Historique des automates cellulaires : caractéristiques élémentaires et définitions
À la question « qu’est-ce qu’un automate cellulaire ? » nous pouvons commencer par apporter des réponses en nous aidant de sources faisant état de l’historique de ces outils. Les noms d’Allan Turing (1952), et en particulier celui de John Von Neumann (1966), du fait de ses illustres travaux sur les systèmes d’autoreproduction/d’autoréplication/self reproducible affleurent systématiquement lorsque l’on évoque la notion d’automates cellulaires. Tous deux apparaissent comme les pionniers de la notion d’automates cellulaires, pourtant il faut remonter en 1940 pour découvrir que peu avant Von Neumann (ou parallèlement, un certain Stanislaw Ulam, mathématicien, tentait déjà de modéliser sur une grille unidimensionnelle de cellules, un phénomène de croissance. Ces deux précurseurs combinèrent leurs travaux dans les années 1950-1960 (Ulam, 1962) pour aboutir à l’autoreproduction du vivant à partir de règles d’évolution. Le système cellulaire était né. Cependant, il faudra attendre la fin des années 1960 (entre 1967 et 1970) avec les travaux d’un mathématicien de Cambridge en Angleterre, nommé John Conway, pour assister à l’émergence d’un automate cellulaire à deux dimensions et deux états, présenté sous le nom du Game of Life, le « Jeu de la Vie » (Conway, 1970).

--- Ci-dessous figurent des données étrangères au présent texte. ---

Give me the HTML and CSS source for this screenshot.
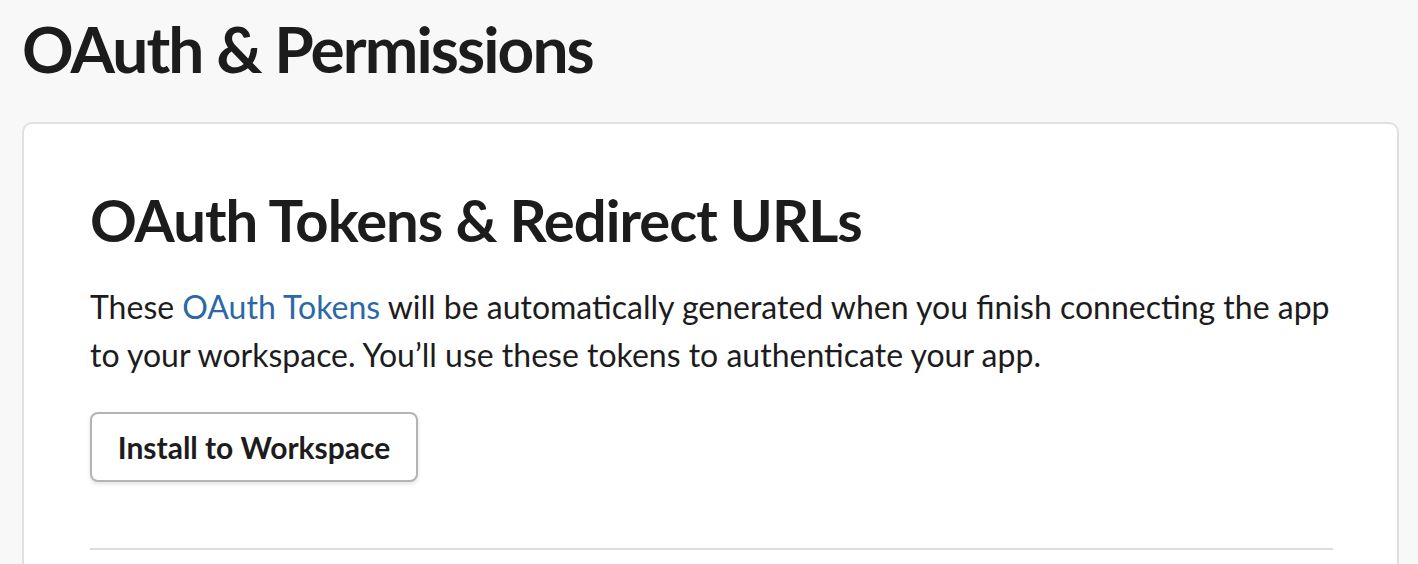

C’est à partir des travaux de John Conway que les automates cellulaires vont se diffuser parmi la communauté scientifique. Dès lors, toute la philosophie et la structure de base des automates cellulaires vont reposer sur le concept du « Jeu de la Vie » de John Conway. « Le Jeu de la Vie » est gouverné par quelques règles simples qui peuvent se résumer de la manière suivante : il existe des cellules vivantes et des cellules mortes. Les cellules mortes peuvent revivre si et seulement si elles ont pour voisines trois cellules vivantes. De même, les cellules vivantes restent en vie si elles ont pour voisines deux ou trois cellules vivantes (cf. figure 2.1).